DATASET EXCERPT:

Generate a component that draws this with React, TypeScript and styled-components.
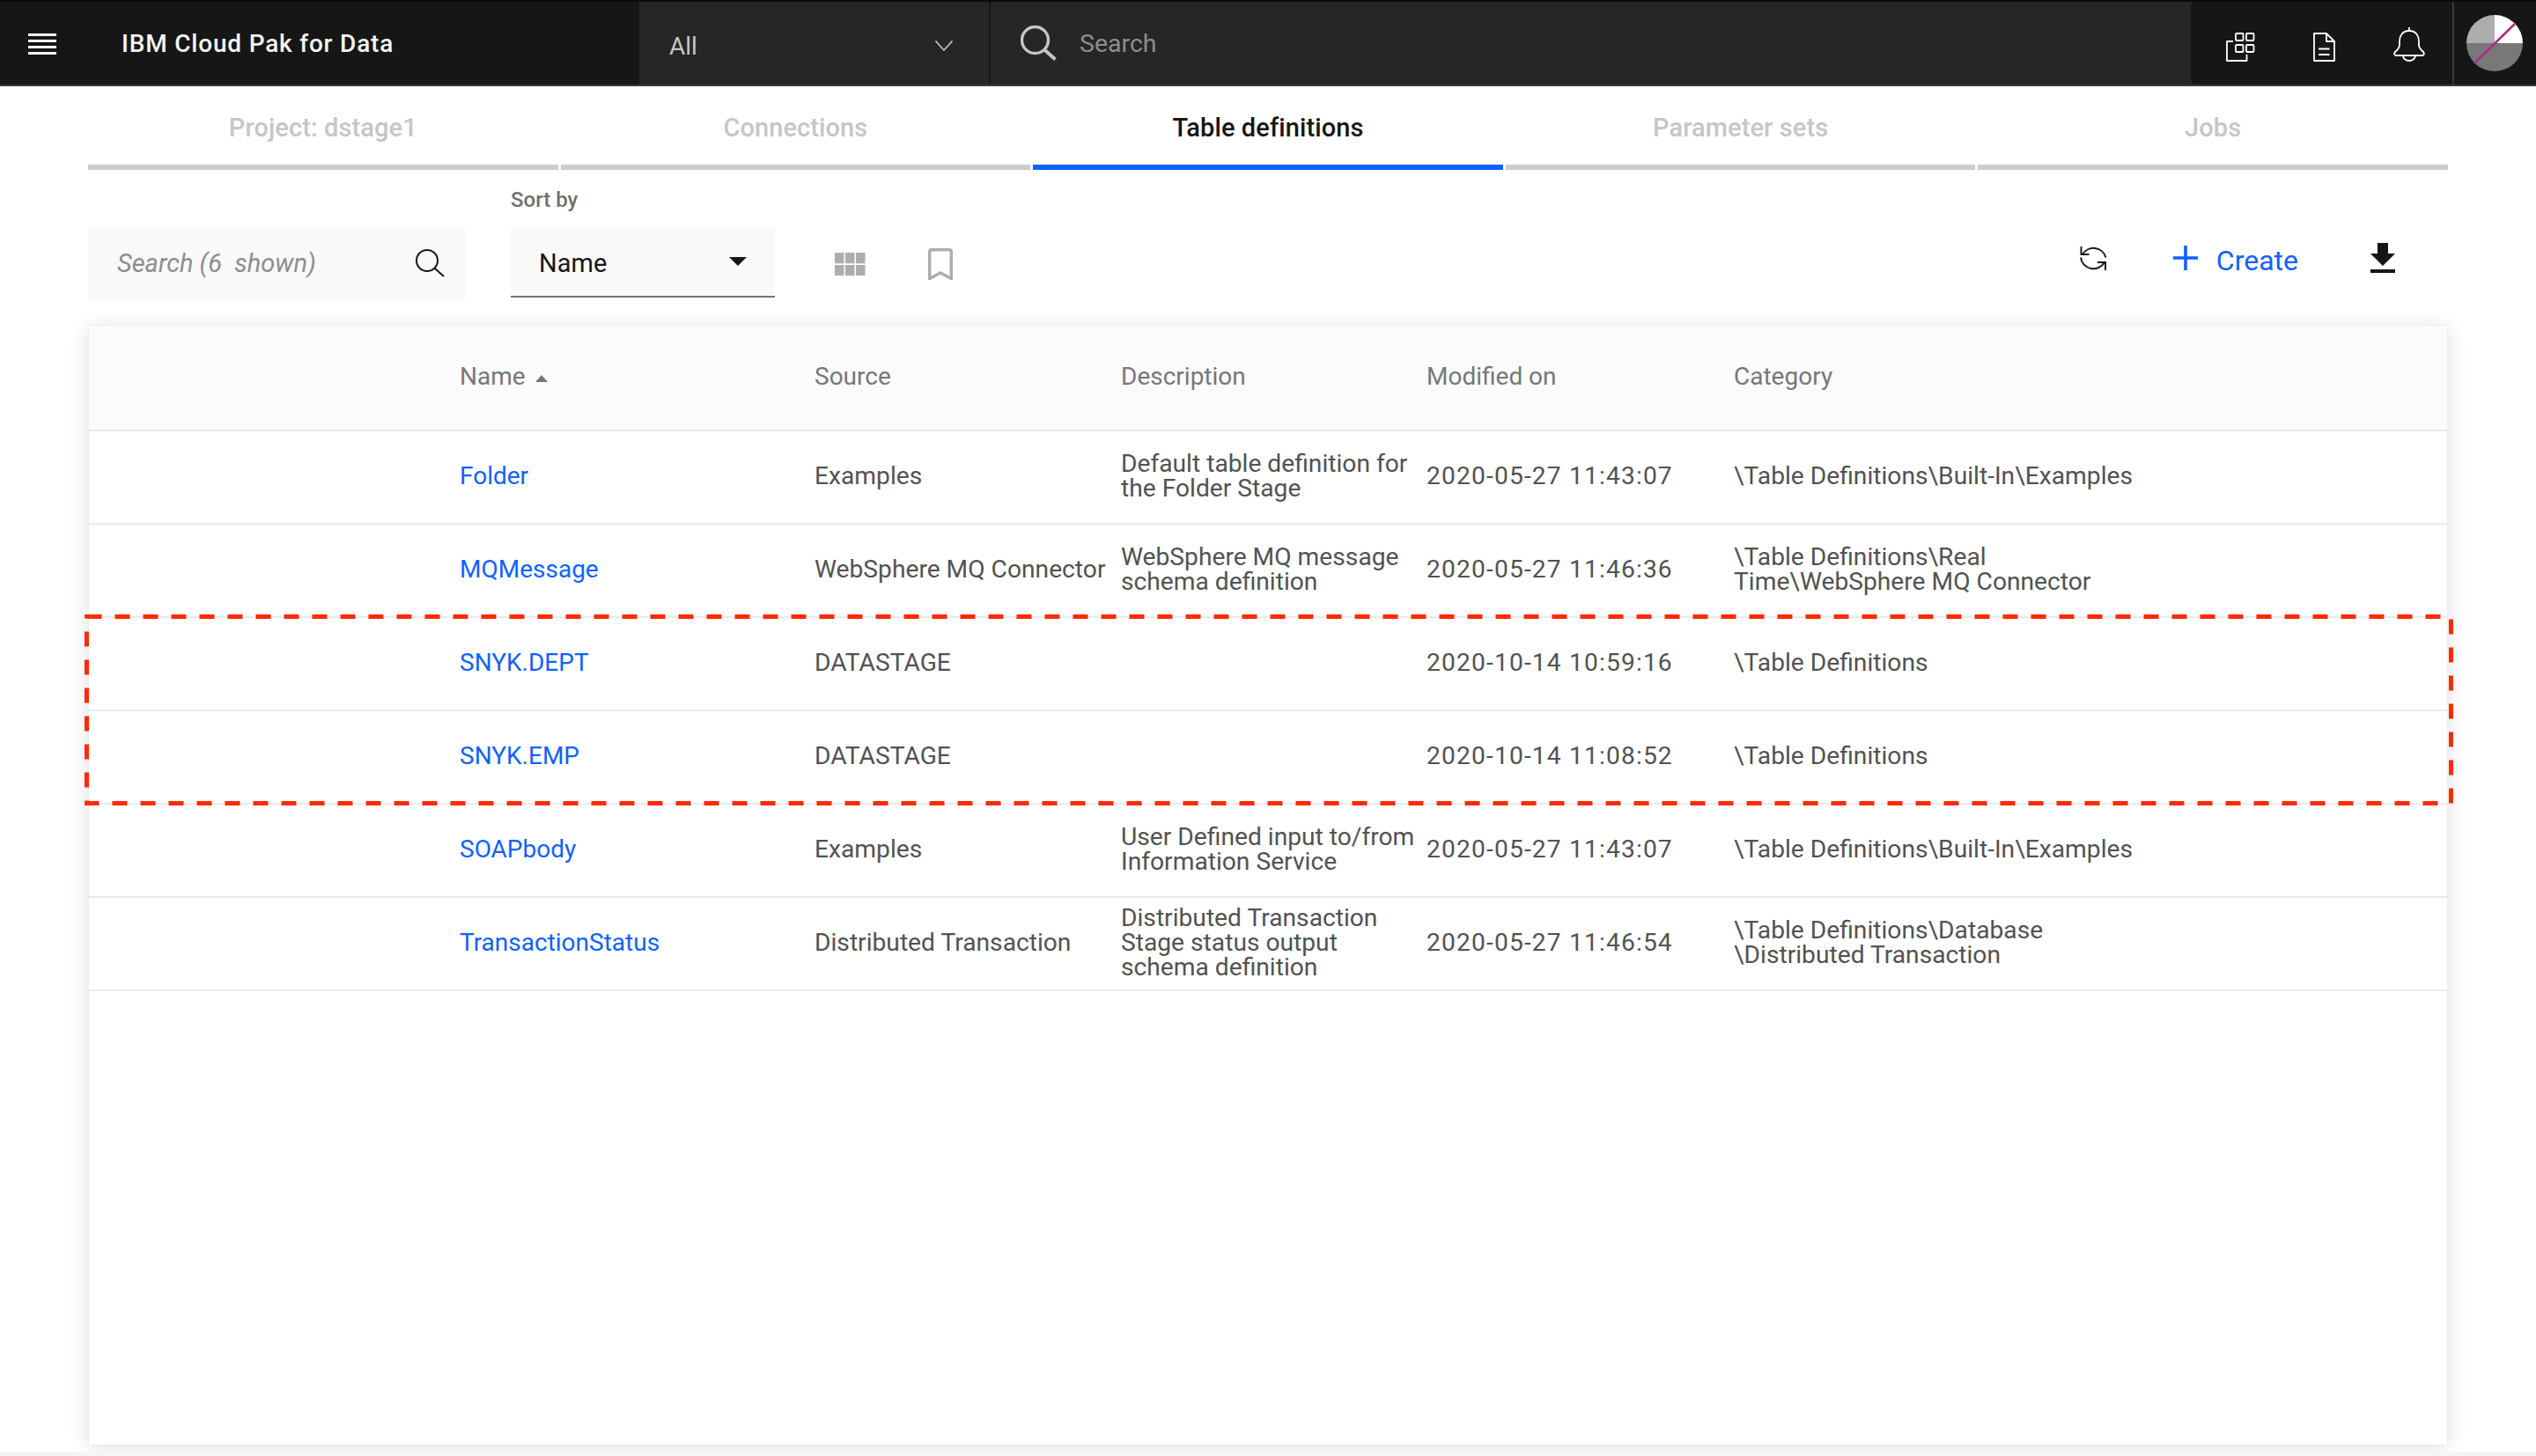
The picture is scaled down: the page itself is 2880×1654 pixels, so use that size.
import React from "react";
import styled, { createGlobalStyle } from "styled-components";

const FONT = `"Roboto", "Liberation Sans", sans-serif`;

const rows = [
  {
    name: "Folder",
    source: "Examples",
    description: "Default table definition for the Folder Stage",
    modified: "2020-05-27 11:43:07",
    category: "\\Table Definitions\\Built-In\\Examples",
  },
  {
    name: "MQMessage",
    source: "WebSphere MQ Connector",
    description: "WebSphere MQ message schema definition",
    modified: "2020-05-27 11:46:36",
    category: "\\Table Definitions\\Real Time\\WebSphere MQ Connector",
  },
  {
    name: "SNYK.DEPT",
    source: "DATASTAGE",
    description: "",
    modified: "2020-10-14 10:59:16",
    category: "\\Table Definitions",
  },
  {
    name: "SNYK.EMP",
    source: "DATASTAGE",
    description: "",
    modified: "2020-10-14 11:08:52",
    category: "\\Table Definitions",
  },
  {
    name: "SOAPbody",
    source: "Examples",
    description: "User Defined input to/from Information Service",
    modified: "2020-05-27 11:43:07",
    category: "\\Table Definitions\\Built-In\\Examples",
  },
  {
    name: "TransactionStatus",
    source: "Distributed Transaction",
    description: "Distributed Transaction Stage status output schema definition",
    modified: "2020-05-27 11:46:54",
    category: "\\Table Definitions\\Database \\Distributed Transaction",
  },
];

const tabs = ["Project: dstage1", "Connections", "Table definitions", "Parameter sets", "Jobs"];

export default function App() {
  return (
    <Page>
      <GlobalStyle />
      <TopBar>
        <Brand>
          <MenuButton aria-label="Menu">
            <svg width="32" height="24" viewBox="0 0 32 24" fill="#f4f4f4">
              <rect y="0" width="32" height="3" />
              <rect y="7" width="32" height="3" />
              <rect y="14" width="32" height="3" />
              <rect y="21" width="32" height="3" />
            </svg>
          </MenuButton>
          <BrandName>IBM Cloud Pak for Data</BrandName>
        </Brand>
        <ScopeSelect>
          <span>All</span>
          <svg width="20" height="12" viewBox="0 0 20 12" fill="none" stroke="#c6c6c6" strokeWidth="1.6">
            <path d="M0.5 0.5 L10 11 L19.5 0.5" />
          </svg>
        </ScopeSelect>
        <GlobalSearch>
          <svg width="41" height="40" viewBox="0 0 41 40" fill="none" stroke="#c6c6c6">
            <circle cx="16.5" cy="16.5" r="15" strokeWidth="3.4" />
            <path d="M26.5 27 L39.5 38.5" strokeWidth="4" />
          </svg>
          <span>Search</span>
        </GlobalSearch>
        <HeaderActions>
          <HeaderIcon>
            <svg width="33" height="33" viewBox="0 0 33 33" fill="none" stroke="#fff" strokeWidth="1.8">
              <rect x="11" y="1" width="8.5" height="8" rx="1" />
              <rect x="23" y="1" width="8.5" height="8" rx="1" />
              <rect x="11" y="14" width="8.5" height="8" rx="1" />
              <rect x="23" y="14" width="8.5" height="8" rx="1" />
              <path d="M8 10 H1 V32 H23.5 V25" strokeLinejoin="round" />
            </svg>
          </HeaderIcon>
          <HeaderIcon>
            <svg width="25" height="33" viewBox="0 0 25 33" fill="none" stroke="#fff" strokeWidth="1.8" strokeLinejoin="round">
              <path d="M1 1 H15 L24 10 V32 H1 Z" />
              <path d="M15 1 V10 H24" />
              <path d="M6 18.5 H18.5 M6 25 H18.5" />
            </svg>
          </HeaderIcon>
          <BellIcon>
            <svg width="36" height="39" viewBox="0 0 36 39" fill="none" stroke="#fff" strokeWidth="1.8" strokeLinejoin="round">
              <path d="M18 0 V4" />
              <path d="M18 4 C10 4 7 10 7 16 V20 C7 24 4 26 2 28 C0.5 29.5 1 32 3 32 H33 C35 32 35.5 29.5 34 28 C32 26 29 24 29 20 V16 C29 10 26 4 18 4 Z" />
              <path d="M11 32 A7 6 0 0 0 25 32" />
            </svg>
          </BellIcon>
        </HeaderActions>
        <AvatarSlot>
          <svg width="64" height="64" viewBox="0 0 64 64">
            <clipPath id="avatar-clip">
              <circle cx="32" cy="32" r="32" />
            </clipPath>
            <g clipPath="url(#avatar-clip)">
              <rect width="32" height="32" fill="#adadad" />
              <rect x="32" width="32" height="32" fill="#fff" />
              <rect y="32" width="64" height="32" fill="#787878" />
            </g>
            <path d="M9 55 L55 10" stroke="#a8307f" strokeWidth="2.6" />
          </svg>
        </AvatarSlot>
      </TopBar>

      <Main>
        <Tabs>
          {tabs.map((tab) => (
            <Tab key={tab} $active={tab === "Table definitions"}>
              {tab}
            </Tab>
          ))}
        </Tabs>

        <Toolbar>
          <FilterBox>
            <span>Search (6&nbsp; shown)</span>
            <svg width="33" height="32" viewBox="0 0 33 32" fill="none" stroke="#161616" strokeWidth="2">
              <circle cx="13" cy="13" r="12" />
              <path d="M22 22 L32 31" />
            </svg>
          </FilterBox>
          <SortField>
            <SortLabel>Sort by</SortLabel>
            <SortSelect>
              <span>Name</span>
              <svg width="20" height="10" viewBox="0 0 20 10" fill="#161616">
                <path d="M0 0 H20 L10 10 Z" />
              </svg>
            </SortSelect>
          </SortField>
          <ViewIcons>
            <svg width="35" height="26" viewBox="0 0 35 26" fill="#adadad">
              <rect x="0" y="0" width="10.5" height="12.3" />
              <rect x="12" y="0" width="10.5" height="12.3" />
              <rect x="24" y="0" width="10.5" height="12.3" />
              <rect x="0" y="14" width="10.5" height="12.3" />
              <rect x="12" y="14" width="10.5" height="12.3" />
              <rect x="24" y="14" width="10.5" height="12.3" />
            </svg>
            <svg width="28" height="36" viewBox="0 0 28 36" fill="none" stroke="#adadad" strokeWidth="3.4">
              <path d="M1.7 36 V4 Q1.7 1.7 4 1.7 H24 Q26.3 1.7 26.3 4 V34.5 L14 28 L1.7 34.5" />
            </svg>
          </ViewIcons>
          <ToolbarActions>
            <RefreshIcon width="31" height="31" viewBox="0 0 31 31" fill="none" stroke="#161616" strokeWidth="2">
              <path d="M1.5 3 V12 H10.5" />
              <path d="M3 12 A14.5 14.5 0 0 1 29.5 15.5" />
              <path d="M29 30 V21 H20" />
              <path d="M28 21 A14.5 14.5 0 0 1 1 15.5" />
            </RefreshIcon>
            <CreateButton>
              <svg width="28" height="28" viewBox="0 0 28 28" fill="none" stroke="#0f62fe" strokeWidth="3.6">
                <path d="M14 0 V28 M0 14 H28" />
              </svg>
              Create
            </CreateButton>
            <svg width="28" height="34" viewBox="0 0 28 34" fill="#161616">
              <path d="M8 0 H20 V12 H28 L14 26 L0 12 H8 Z" />
              <rect y="30" width="28" height="4" />
            </svg>
          </ToolbarActions>
        </Toolbar>

        <TableCard>
          <HeaderRow>
            <HeaderCell>
              Name
              <SortArrow />
            </HeaderCell>
            <HeaderCell>Source</HeaderCell>
            <HeaderCell>Description</HeaderCell>
            <HeaderCell>Modified on</HeaderCell>
            <HeaderCell>Category</HeaderCell>
          </HeaderRow>
          {rows.map((row) => (
            <Row key={row.name}>
              <NameLink>{row.name}</NameLink>
              <Cell>{row.source}</Cell>
              <Cell>{row.description}</Cell>
              <DateCell>{row.modified}</DateCell>
              <CategoryCell>{row.category}</CategoryCell>
            </Row>
          ))}
          <Highlight width="2690" height="217" viewBox="0 0 2690 217" fill="none">
            <rect
              x="2.5"
              y="2.5"
              width="2685"
              height="212"
              stroke="#ff2a00"
              strokeWidth="5"
              strokeDasharray="17 15"
            />
          </Highlight>
        </TableCard>
      </Main>
      <BottomStrip />
    </Page>
  );
}

const GlobalStyle = createGlobalStyle`
  html, body {
    margin: 0;
    padding: 0;
    background: #fff;
  }

  body {
    font-family: ${FONT};
    overflow: hidden;
  }
`;

const Page = styled.div`
  width: 2880px;
  height: 1654px;
  display: flex;
  flex-direction: column;
  overflow: hidden;
  background: #fff;
`;

const TopBar = styled.header`
  flex: none;
  height: 94px;
  display: flex;
  background: #161616;
  border-top: 2px solid #0a0a0a;
  border-bottom: 2px solid #393939;
`;

const Brand = styled.div`
  width: 726px;
  display: flex;
  align-items: center;
  flex: none;
`;

const MenuButton = styled.div`
  width: 138px;
  padding-left: 32px;
  box-sizing: border-box;
  display: flex;
  align-items: center;
  height: 24px;
  margin-top: 2px;
`;

const BrandName = styled.div`
  color: #f4f4f4;
  font-size: 28px;
  font-weight: 500;
  letter-spacing: 0.8px;
`;

const ScopeSelect = styled.div`
  width: 399px;
  flex: none;
  box-sizing: border-box;
  padding: 6px 41px 0 34px;
  background: #262626;
  border-right: 2px solid #161616;
  display: flex;
  align-items: center;
  justify-content: space-between;
  color: #c6c6c6;
  font-size: 28px;
`;

const GlobalSearch = styled.div`
  flex: 1;
  display: flex;
  align-items: center;
  gap: 26px;
  padding-left: 34px;
  background: #262626;
  color: #8d8d8d;
  font-size: 28.5px;
`;

const HeaderActions = styled.div`
  width: 299px;
  flex: none;
  box-sizing: border-box;
  margin-left: -6px;
  padding-left: 40px;
  display: flex;
  align-items: center;
  gap: 66px;
  background: #161616;
  border-right: 2px solid #393939;
  border-radius: 5px 0 0 5px;
`;

const HeaderIcon = styled.div`
  display: flex;
  margin-top: 8px;
`;

const BellIcon = styled(HeaderIcon)`
  margin-top: 2px;
`;

const AvatarSlot = styled.div`
  width: 93px;
  flex: none;
  box-sizing: border-box;
  padding-right: 2px;
  display: flex;
  align-items: center;
  justify-content: center;
`;

const Main = styled.main`
  flex: 1;
  min-height: 0;
  padding: 0 100px 10px;
  display: flex;
  flex-direction: column;
`;

const Tabs = styled.nav`
  flex: none;
  display: grid;
  grid-template-columns: repeat(5, 1fr);
  gap: 3px;
  height: 95px;
`;

const Tab = styled.div<{ $active?: boolean }>`
  display: flex;
  justify-content: center;
  padding-top: 30px;
  box-sizing: border-box;
  border-bottom: 6px solid ${(p) => (p.$active ? "#0f62fe" : "#cccccc")};
  color: ${(p) => (p.$active ? "#161616" : "#c6c6c6")};
  font-size: 29px;
  font-weight: 500;
  letter-spacing: 0.1px;
`;

const Toolbar = styled.div`
  flex: none;
  height: 176px;
  display: flex;
  align-items: flex-start;
`;

const FilterBox = styled.div`
  width: 428px;
  height: 80px;
  margin-top: 67px;
  box-sizing: border-box;
  padding: 0 23px 2px 33px;
  background: #f9f9f9;
  display: flex;
  align-items: center;
  justify-content: space-between;
  color: #8d8d8d;
  font-size: 29px;
  font-style: italic;
`;

const SortField = styled.div`
  margin-left: 52px;
  width: 300px;
  padding-top: 20px;
`;

const SortLabel = styled.div`
  height: 45px;
  color: #6f6f6f;
  font-size: 24px;
  font-weight: 500;
`;

const SortSelect = styled.div`
  height: 80px;
  box-sizing: border-box;
  padding: 4px 32px 0;
  background: #f9f9f9;
  border-bottom: 2px solid #767676;
  display: flex;
  align-items: center;
  justify-content: space-between;
  color: #161616;
  font-size: 29px;

  svg {
    margin-top: -4px;
  }
`;

const ViewIcons = styled.div`
  display: flex;
  align-items: center;
  gap: 71px;
  margin: 89px 0 0 68px;
`;

const ToolbarActions = styled.div`
  margin: 83px 60px 0 auto;
  display: flex;
  align-items: flex-start;
  gap: 75px;
`;

const RefreshIcon = styled.svg`
  margin-top: 1px;
`;

const CreateButton = styled.div`
  display: flex;
  align-items: flex-start;
  gap: 21px;
  margin-top: 1px;
  padding-right: 7px;
  color: #0f62fe;
  font-size: 32px;

  svg {
    margin-top: 2px;
  }
`;

const TableCard = styled.section`
  position: relative;
  flex: none;
  height: 1271px;
  background: #fff;
  border: 1px solid #eeeeee;
  border-width: 1px 1px 0;
  box-shadow: 0 3px 20px rgba(0, 0, 0, 0.13);
`;

const HeaderRow = styled.div`
  height: 118px;
  padding-left: 422px;
  display: grid;
  grid-template-columns: 402px 348px 347px 349px 1fr;
  align-items: center;
  background: #fbfbfb;
  border-bottom: 2px solid #e8e8e8;
`;

const HeaderCell = styled.div`
  color: #777777;
  font-size: 28px;
  display: flex;
  align-items: center;
  padding-bottom: 4px;

  &:first-child {
    margin-left: -1px;
  }
`;

const SortArrow = styled.span`
  margin: 6px 0 0 11px;
  border-left: 7.5px solid transparent;
  border-right: 7.5px solid transparent;
  border-bottom: 8px solid #777777;
`;

const Row = styled.div`
  height: 104px;
  padding-left: 422px;
  display: grid;
  grid-template-columns: 402px 348px 347px 349px 1fr;
  align-items: center;
  border-bottom: 2px solid #eaeaea;
`;

const Cell = styled.div`
  color: #525252;
  font-size: 28.2px;
  line-height: 28px;
  padding-bottom: 2px;
`;

const DateCell = styled(Cell)`
  letter-spacing: 1.15px;
`;

const CategoryCell = styled(Cell)`
  max-width: 490px;
`;

const NameLink = styled.a`
  margin-left: -1px;
  padding-bottom: 2px;
  color: #0f62fe;
  font-size: 28px;
  line-height: 28px;
  cursor: pointer;
`;

const Highlight = styled.svg`
  position: absolute;
  left: -5px;
  top: 328px;
`;

const BottomStrip = styled.div`
  position: relative;
  flex: none;
  height: 4px;
  background: #f4f4f4;
`;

GOAL: List every line above that holds the word "components".

FULL SOLUTION:
Generate a component that draws this with React, TypeScript and styled-components.
import styled, { createGlobalStyle } from "styled-components";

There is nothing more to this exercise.